The Assessor remained lost in thought for some time, then finally looked at the farmer from Rein, smiled and said:

“Jón Marteinsson saved the Skálda. You were all that fell to my lot”.
Jón Hreggviđsson said: “Does my lord have any messages he would like me to deliver?”…

“You can tell them from me that Iceland has not been sold – not this time. They’ll understand later. Then you can hand them your pardon”.

“But shouldn’t I convey any greetings to anyone?” said Jón Hreggviđsson.

“Your old ruffled head – that shall be my greeting” said the Professor Antiquitatum Danicarum.

Arnas Arnaeus gives his life to the written word. Jón Hreggviđsson can’t even write, but his nation’s literary culture bubbles, unquenchably, beneath his “old ruffled head”. It takes a writer of Laxness’ vision to perceive that a nation’s literature can survive without books – but not without its humanity.
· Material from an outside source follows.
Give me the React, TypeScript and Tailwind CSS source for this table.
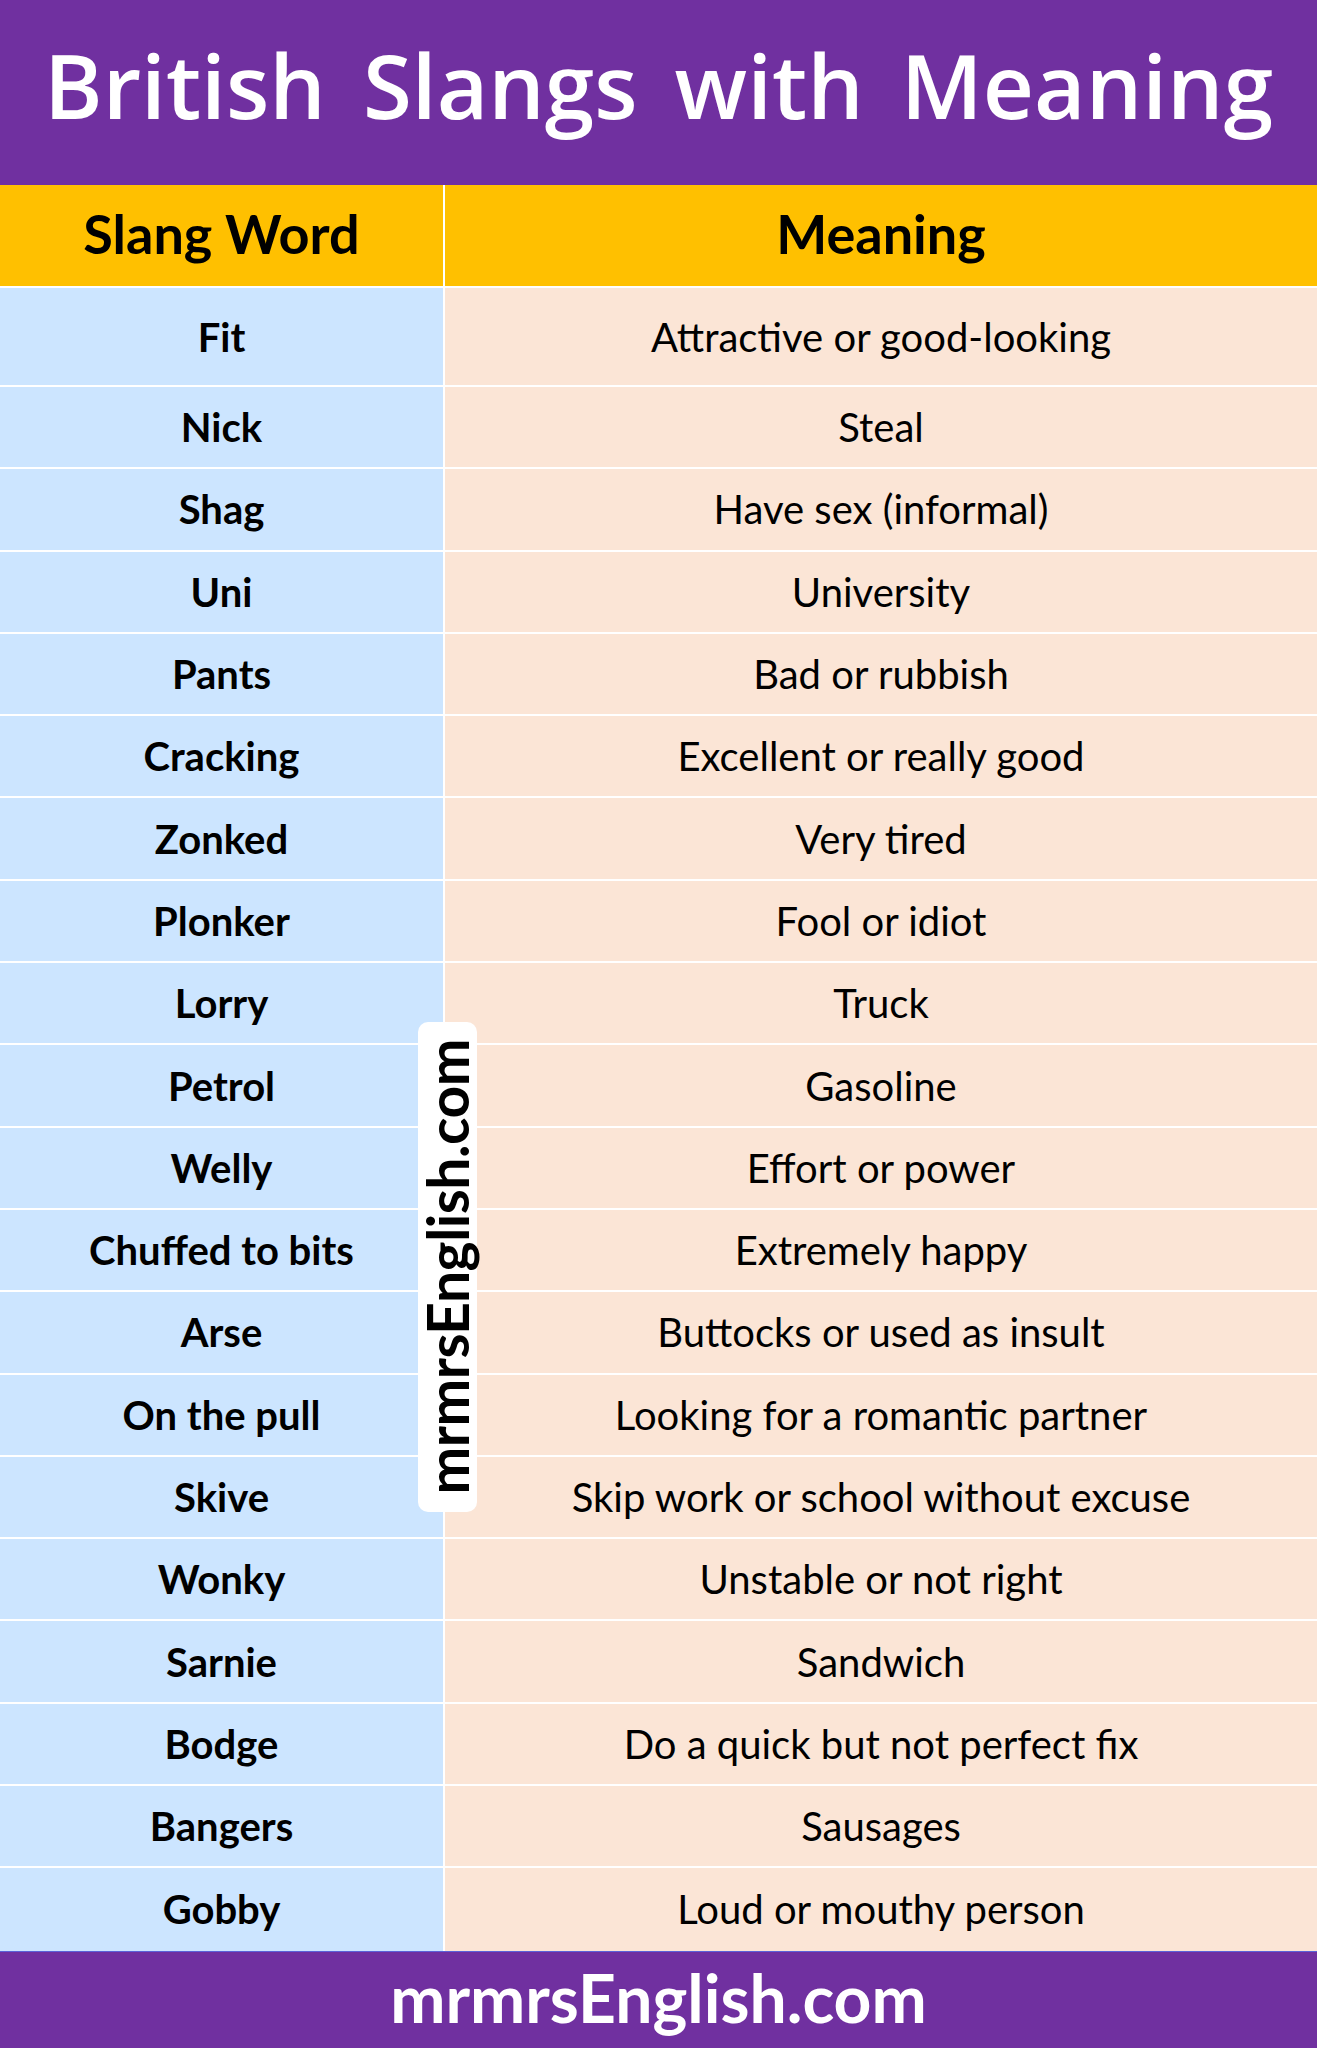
import React from "react";

const rows: [string, string][] = [
  ["Fit", "Attractive or good-looking"],
  ["Nick", "Steal"],
  ["Shag", "Have sex (informal)"],
  ["Uni", "University"],
  ["Pants", "Bad or rubbish"],
  ["Cracking", "Excellent or really good"],
  ["Zonked", "Very tired"],
  ["Plonker", "Fool or idiot"],
  ["Lorry", "Truck"],
  ["Petrol", "Gasoline"],
  ["Welly", "Effort or power"],
  ["Chuffed to bits", "Extremely happy"],
  ["Arse", "Buttocks or used as insult"],
  ["On the pull", "Looking for a romantic partner"],
  ["Skive", "Skip work or school without excuse"],
  ["Wonky", "Unstable or not right"],
  ["Sarnie", "Sandwich"],
  ["Bodge", "Do a quick but not perfect fix"],
  ["Bangers", "Sausages"],
  ["Gobby", "Loud or mouthy person"],
];

export default function App() {
  return (
    <div className="relative w-[1317px] h-[2048px] flex flex-col overflow-hidden font-['Lato','Open_Sans',sans-serif] text-black">
      <div className="h-[185px] bg-[#7030A0] flex items-center justify-center pb-[16px]">
        <h1 className="text-white font-['Comic_Sans_MS','Open_Sans',sans-serif] font-semibold text-[89px] leading-none [word-spacing:14px]">
          British Slangs with Meaning
        </h1>
      </div>
      <div className="h-[103px] flex border-b-2 border-white bg-[#FFC000]">
        <div className="w-[445px] border-r-2 border-white flex items-center justify-center text-[54px] font-bold pb-[4px]">
          Slang Word
        </div>
        <div className="flex-1 flex items-center justify-center text-[54px] font-bold pb-[4px]">
          Meaning
        </div>
      </div>
      {rows.map(([w, m], i) => (
        <div
          key={w}
          className={
            i === 0
              ? "h-[99px] flex border-b-2 border-white"
              : i === rows.length - 1
              ? "h-[82.3px] flex"
              : "h-[82.3px] flex border-b-2 border-white"
          }
        >
          <div className="w-[445px] border-r-2 border-white bg-[#CCE5FF] flex items-center justify-center text-[40px] font-bold">
            {w}
          </div>
          <div className="flex-1 bg-[#FBE5D6] flex items-center justify-center text-[40px]">
            {m}
          </div>
        </div>
      ))}
      <div className="flex-1 bg-[#7030A0] border-t border-[#5b63d8] flex items-center justify-center">
        <span className="text-white font-bold text-[66px] leading-none pb-[4px]">mrmrsEnglish.com</span>
      </div>
      <div className="absolute left-[418px] top-[1022px] w-[59px] h-[490px] bg-white rounded-[10px] flex items-center justify-center">
        <span className="[writing-mode:vertical-rl] rotate-180 font-bold text-[57px] leading-none tracking-[-0.5px]">
          mrmrsEnglish.com
        </span>
      </div>
    </div>
  );
}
When Laxness was awarded the Nobel Prize in 1955, the Swedish Academy’s citation was:

For his vivid epic power, which has renewed the great narrative art of Iceland.

 None of his novels embodies that spirit more stirringly than Iceland’s Bell. And nothing captures the spirit of the novel better than Laxness’ response to his career’s crowning moment. As the telegrams of congratulations poured in from around the world, Laxness realised that he couldn’t respond to them all. So he decided to respond only to one – a message of “lycka til” [congratulations] from the Sundsvall Society of Pipe Layers, in northern Sweden. In other words, sewage-workers. Praised by the whole world, Laxness was moved above all by the idea that “men who bent double over pipes, deep in the ground, should climb out of their drains in the midst of the winter in Sundsvall, in order to shout ‘hurrah for literature’”.